‘Sunspots’ and ‘solar storms’ are the feature of an ambitious project being launched internationally by astrophysicists at Trinity College Dublin today. Members of the public will work as part of a global team to better understand sunspot and solar storm phenomena and their impacts on Earth. They will do this by ‘rating’ the relative complexity of each sunspot image they see on the Sunspotter website, based on its size, shape and arrangement of ‘magnetic blobs’.

After stimulating over 300,000 ‘Citizen Science’ mouse clicks from over 1,600 volunteers since the Sunspotter website was launched in Ireland in February, the astrophysicists are releasing a new set of over 250,000 sunspot images for people to work through. Each of the 13,000 images released in February was classified more than 50 times in a single month. Due to the success of the first phase, and to the staggering amount of data still to work through, the team hopes people from across the globe will now get involved.

Solar flare expert and Irish Research Council Research Fellow in Trinity’s Astrophysics Research Group in the School of Physics, Dr Paul Higgins, is the lead scientist on the project. He said: “The reason we cannot just use computers to classify all of this data is that ‘complexity’ is not easily quantifiable. Humans can easily compare two objects, like a skateboard and a lorry and decide, ‘this one is more complex’, but this is beyond current computer software. However, the data we collect from Sunspotter volunteers may allow us to train a computer algorithm to measure sunspot complexity in the near future.”
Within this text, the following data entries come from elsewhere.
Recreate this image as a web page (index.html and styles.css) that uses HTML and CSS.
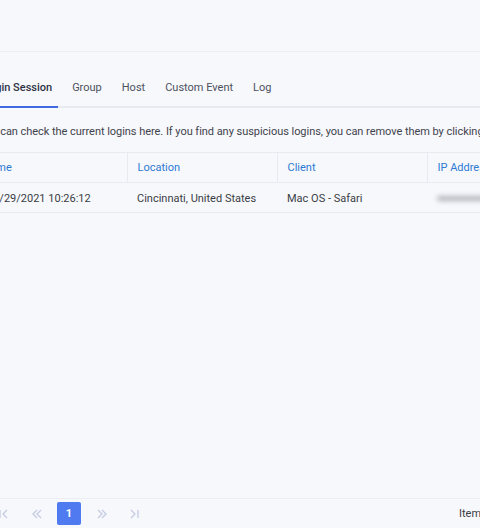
FILE: index.html
```
<!DOCTYPE html>
<html lang="en">

<head>
    <meta charset="UTF-8">
    <meta name="viewport" content="width=device-width, initial-scale=1.0">
    <title>Login Session</title>

    <link rel="stylesheet" href="styles.css">

</head>

<body>
    <div class="topbar"></div>

    <div class="main">
        <ul class="tabs">
            <li class="tab active">Login Session</li>
            <li class="tab">Group</li>
            <li class="tab">Host</li>
            <li class="tab">Custom Event</li>
            <li class="tab">Log</li>
        </ul>

        <p class="desc">You can check the current logins here. If you find any suspicious logins, you can remove them by clicking the button on the right.</p>

        <table class="sessions">
            <thead>
                <tr>
                    <th>Time</th>
                    <th>Location</th>
                    <th>Client</th>
                    <th>IP Address</th>
                </tr>
            </thead>
            <tbody>
                <tr>
                    <td>01/29/2021 10:26:12</td>
                    <td>Cincinnati, United States</td>
                    <td>Mac OS - Safari</td>
                    <td><span class="blur"></span></td>
                </tr>
            </tbody>
        </table>
    </div>

    <div class="pager">
        <div class="pages">
            <span class="pg">
                <svg width="12" height="12" viewBox="0 0 12 12"><path d="M2 2v8M9 2L5 6l4 4" /></svg>
            </span>
            <span class="pg">
                <svg width="12" height="12" viewBox="0 0 12 12"><path d="M6 2L2 6l4 4M10 2L6 6l4 4" /></svg>
            </span>
            <span class="pg current">1</span>
            <span class="pg">
                <svg width="12" height="12" viewBox="0 0 12 12"><path d="M2 2l4 4-4 4M6 2l4 4-4 4" /></svg>
            </span>
            <span class="pg">
                <svg width="12" height="12" viewBox="0 0 12 12"><path d="M3 2l4 4-4 4M10 2v8" /></svg>
            </span>
        </div>
        <div class="per-page">Items per page: 10</div>
    </div>
</body>

</html>
```

FILE: styles.css
```
* {
    margin: 0;
    padding: 0;
    list-style: none;
    box-sizing: border-box;
}

html,
body {
    width: 480px;
    height: 528px;
    overflow: hidden;
}

body {
    background: #f7f8fc;
    font-family: Roboto, "Liberation Sans", sans-serif;
    color: #3a3d45;
    position: relative;
}

.topbar {
    height: 52px;
    border-bottom: 1px solid #eceef4;
}

.main {
    width: 700px;
    margin-left: -23px;
}

.tabs {
    display: flex;
    gap: 8px;
    margin-top: 18px;
    border-bottom: 2px solid #e8eaf1;
}

.tab {
    height: 38px;
    line-height: 36px;
    padding: 0 6px;
    font-size: 11px;
    color: #4d515c;
    border-bottom: 2px solid transparent;
    margin-bottom: -2px;
}

.tab.active {
    color: #2f3344;
    font-weight: 500;
    border-bottom-color: #4169e1;
}

.desc {
    margin-top: 16px;
    padding-left: 2px;
    font-size: 11px;
    line-height: 16px;
    letter-spacing: -0.04px;
    color: #3f434c;
    white-space: nowrap;
}

.sessions {
    margin-top: 12px;
    width: 600px;
    table-layout: fixed;
    border-collapse: collapse;
    font-size: 11px;
}

.sessions th,
.sessions td {
    height: 30px;
    padding: 0 10px;
    text-align: left;
    white-space: nowrap;
    overflow: hidden;
    border-top: 1px solid #e8eaf0;
    border-bottom: 1px solid #e8eaf0;
}

.sessions th {
    font-weight: 400;
    color: #2d7ad3;
    border-left: 1px solid #e8eaf0;
}

.sessions th:first-child {
    border-left: none;
}

.sessions td {
    color: #3a3d45;
    padding-top: 1px;
}

.blur {
    display: inline-block;
    width: 50px;
    height: 5px;
    background: #b3b5ba;
    border-radius: 3px;
    filter: blur(2.5px);
    vertical-align: middle;
}

.pager {
    position: absolute;
    left: 0;
    bottom: 0;
    width: 640px;
    height: 30px;
    border-top: 1px solid #eceef4;
    display: flex;
    align-items: center;
    margin-left: -8px;
}

.pages {
    display: flex;
    align-items: center;
    gap: 8.5px;
}

.pg {
    width: 24px;
    height: 23px;
    display: flex;
    align-items: center;
    justify-content: center;
}

.pg svg {
    fill: none;
    stroke: #c5cbe2;
    stroke-width: 1.3;
}

.pg.current {
    background: #4f7af0;
    color: white;
    border-radius: 2px;
    font-size: 11px;
    font-weight: 700;
}

.per-page {
    margin-left: 313px;
    font-size: 11px;
    color: #3a3d45;
}
```
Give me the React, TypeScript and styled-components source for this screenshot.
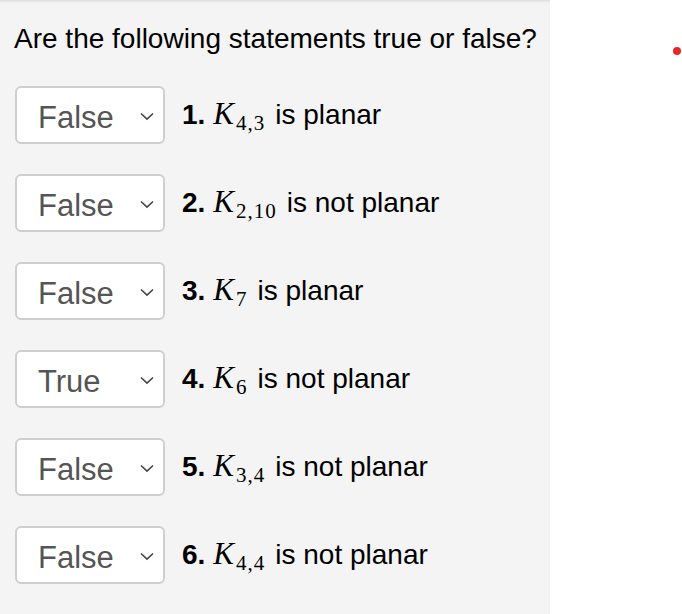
import React, { useState } from 'react'
import styled, { createGlobalStyle } from 'styled-components'

const GlobalStyle = createGlobalStyle`
  html, body {
    margin: 0;
    padding: 0;
    background: #ffffff;
  }
  body {
    font-family: "Liberation Sans", Arial, sans-serif;
  }
`

const Page = styled.div`
  position: relative;
  width: 682px;
  height: 614px;
  overflow: hidden;
`

const Panel = styled.div`
  width: 550px;
  height: 614px;
  box-sizing: border-box;
  background: #f4f4f4;
  box-shadow: inset 0 3px 3px -2px rgba(0, 0, 0, 0.12);
  padding: 20px 0 0 14px;
`

const Heading = styled.p`
  margin: 0 0 28px 0;
  font-size: 28px;
  line-height: 38px;
  color: #000;
`

const List = styled.div`
  display: flex;
  flex-direction: column;
  gap: 30px;
  padding-left: 1px;
`

const Row = styled.div`
  display: flex;
  align-items: center;
  gap: 17px;
  height: 58px;
`

const SelectWrap = styled.div`
  position: relative;
  width: 150px;
  height: 58px;
  flex: none;
`

const Select = styled.select`
  appearance: none;
  -webkit-appearance: none;
  width: 100%;
  height: 100%;
  box-sizing: border-box;
  border: 2px solid #cfcfcf;
  border-radius: 6px;
  background: #ffffff;
  color: #555555;
  font-family: "Liberation Sans", Arial, sans-serif;
  font-size: 31px;
  padding: 4px 0 0 21px;
  outline: none;
`

const Chevron = styled.svg`
  position: absolute;
  right: 11px;
  top: 26px;
  width: 14px;
  height: 9px;
  pointer-events: none;
`

const Label = styled.div`
  font-size: 28px;
  line-height: 40px;
  color: #000;
  white-space: nowrap;
  padding-bottom: 0;
`

const Num = styled.b`
  font-weight: 700;
  margin-right: 8px;
`

const MathK = styled.i`
  font-family: "Liberation Serif", "Times New Roman", serif;
  font-size: 31px;
  font-style: italic;
  margin-right: 2px;
`

const Sub = styled.span`
  font-family: "Liberation Serif", "Times New Roman", serif;
  font-size: 21px;
  letter-spacing: 1px;
  position: relative;
  top: 6px;
  margin-right: 10px;
`

const Dot = styled.span`
  position: absolute;
  left: 673px;
  top: 47px;
  width: 8px;
  height: 8px;
  border-radius: 50%;
  background: #e8262a;
`

const items = [
  { n: 1, sub: '4,3', rest: 'is planar', value: 'False' },
  { n: 2, sub: '2,10', rest: 'is not planar', value: 'False' },
  { n: 3, sub: '7', rest: 'is planar', value: 'False' },
  { n: 4, sub: '6', rest: 'is not planar', value: 'True' },
  { n: 5, sub: '3,4', rest: 'is not planar', value: 'False' },
  { n: 6, sub: '4,4', rest: 'is not planar', value: 'False' },
]

const Statement = ({ n, sub, rest, value }: { n: number; sub: string; rest: string; value: string }) => {
  const [v, setV] = useState(value)
  return (
    <Row>
      <SelectWrap>
        <Select value={v} onChange={(e) => setV(e.target.value)}>
          <option>True</option>
          <option>False</option>
        </Select>
        <Chevron viewBox="0 0 14 9">
          <path d="M1 1.5 L7 7.2 L13 1.5" fill="none" stroke="#444" strokeWidth="1.6" />
        </Chevron>
      </SelectWrap>
      <Label>
        <Num>{n}.</Num>
        <MathK>K</MathK>
        <Sub>{sub}</Sub>
        {rest}
      </Label>
    </Row>
  )
}

export default function App() {
  return (
    <Page>
      <GlobalStyle />
      <Panel>
        <Heading>Are the following statements true or false?</Heading>
        <List>
          {items.map((it) => (
            <Statement key={it.n} {...it} />
          ))}
        </List>
      </Panel>
      <Dot />
    </Page>
  )
}
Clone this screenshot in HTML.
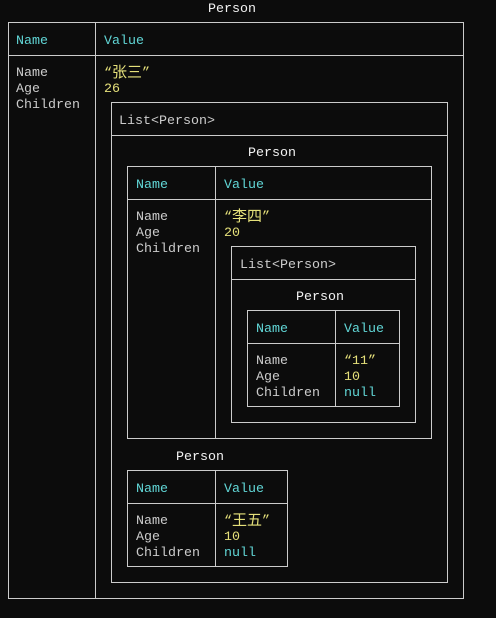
<!DOCTYPE html>
<html><head><style>
html,body{margin:0;padding:0;background:#0c0c0c;width:496px;height:618px;overflow:hidden;position:relative}
.t{position:absolute;font-family:"Liberation Mono","Noto Sans CJK SC",monospace;font-size:13.33px;line-height:16px;color:#cccccc;white-space:pre;margin-top:2px}
.w{color:#f2f2f2}
.c{color:#61d6d6}
.y{color:#e5e07a}
.k{font-size:15px;line-height:16px;vertical-align:top;display:inline-block;height:16px}
.b{position:absolute;border:1px solid #cccccc;box-sizing:border-box}
.h{position:absolute;height:1px;background:#cccccc}
.v{position:absolute;width:1px;background:#cccccc}
</style></head><body>
<div class="t w" style="left:208px;top:0">Person</div>
<div class="b" style="left:8px;top:22px;width:456px;height:577px"></div>
<div class="h" style="left:8px;top:55px;width:456px"></div>
<div class="v" style="left:95px;top:22px;height:577px"></div>
<div class="t c" style="left:16px;top:32px">Name</div>
<div class="t c" style="left:104px;top:32px">Value</div>
<div class="t" style="left:16px;top:64px">Name
Age
Children</div>
<div class="t y" style="left:104px;top:64px">“<span class="k">张三</span>”</div>
<div class="t y" style="left:104px;top:80px">26</div>
<div class="b" style="left:111px;top:102px;width:337px;height:481px"></div>
<div class="h" style="left:111px;top:135px;width:337px"></div>
<div class="t" style="left:119px;top:112px">List&lt;Person&gt;</div>
<div class="t w" style="left:248px;top:144px">Person</div>
<div class="b" style="left:127px;top:166px;width:305px;height:273px"></div>
<div class="h" style="left:127px;top:199px;width:305px"></div>
<div class="v" style="left:215px;top:166px;height:273px"></div>
<div class="t c" style="left:136px;top:176px">Name</div>
<div class="t c" style="left:224px;top:176px">Value</div>
<div class="t" style="left:136px;top:208px">Name
Age
Children</div>
<div class="t y" style="left:224px;top:208px">“<span class="k">李四</span>”</div>
<div class="t y" style="left:224px;top:224px">20</div>
<div class="b" style="left:231px;top:246px;width:185px;height:177px"></div>
<div class="h" style="left:231px;top:279px;width:185px"></div>
<div class="t" style="left:240px;top:256px">List&lt;Person&gt;</div>
<div class="t w" style="left:296px;top:288px">Person</div>
<div class="b" style="left:247px;top:310px;width:153px;height:97px"></div>
<div class="h" style="left:247px;top:343px;width:153px"></div>
<div class="v" style="left:335px;top:310px;height:97px"></div>
<div class="t c" style="left:256px;top:320px">Name</div>
<div class="t c" style="left:344px;top:320px">Value</div>
<div class="t" style="left:256px;top:352px">Name
Age
Children</div>
<div class="t y" style="left:344px;top:352px">“11”
10</div>
<div class="t c" style="left:344px;top:384px">null</div>
<div class="t w" style="left:176px;top:448px">Person</div>
<div class="b" style="left:127px;top:470px;width:161px;height:97px"></div>
<div class="h" style="left:127px;top:503px;width:161px"></div>
<div class="v" style="left:215px;top:470px;height:97px"></div>
<div class="t c" style="left:136px;top:480px">Name</div>
<div class="t c" style="left:224px;top:480px">Value</div>
<div class="t" style="left:136px;top:512px">Name
Age
Children</div>
<div class="t y" style="left:224px;top:512px">“<span class="k">王五</span>”</div>
<div class="t y" style="left:224px;top:528px">10</div>
<div class="t c" style="left:224px;top:544px">null</div>
</body></html>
Sunspotter currently uses an efficient algorithm, called ‘Elo’ to determine the best way to rank sunspot images by their complexity. Elo was also featured in the Oscar-winning film ‘The Social Network’ as college students ranked their peers on their looks. “With Sunspotter, people are literally playing a game of ‘Hot or Not’ with sunspots,” added Dr Higgins.

This project is part of the ‘Zooniverse’, a web portal devoted to Citizen Science projects and which has over 1,000,000 volunteers contributing to new cutting-edge science every day. Michael Parrish is the lead developer of Sunspotter. He added: “The ‘Elo’ algorithm is used to rapidly sort sunspots as Sunspotter volunteers make their classifications by giving each one a score.”

After the Irish launch in February, the team achieved a ‘true’ measure of complexity for sunspots, for the first time ever. With the new set of images, the team hopes to measure ‘complexity evolution’ within individual sunspots as they are born, erupt, and slowly decay.

The overall goal is to discover a physical connection between patterns of sunspot evolution, complexity, and eruptions. As well as producing the beautiful Aurora Borealis and Australis, better known as the Northern and Southern Lights, solar eruptions disrupt GPS, damage satellites and endanger astronauts; if the Apollo 16 and 17 astronauts had left for the Moon a bit earlier or later, they would have been blasted by radiation from an intense solar storm.

Sunspotter has been designed so that anyone, from kids to grandparents, can help the team improve forecasts of solar eruptions. You can be among the first to contribute by logging on to sunspotter.org from June 13 to indicate which sunspots you think are complex, and which are simple.

“Our team has put a lot of effort into directly engaging the public in this project. We are running a live launch event at Fair Oaks Public Library in an underserved area of the SF Bay Area in California. We hope that Sunspotter will spark an interest in science for people who see it as a job for geniuses – and who have certainly never considered that they could contribute to science themselves,” concluded Dr Higgins, who is currently working as a visiting researcher at the Lockheed Martin Solar and Astrophysics Laboratory in California.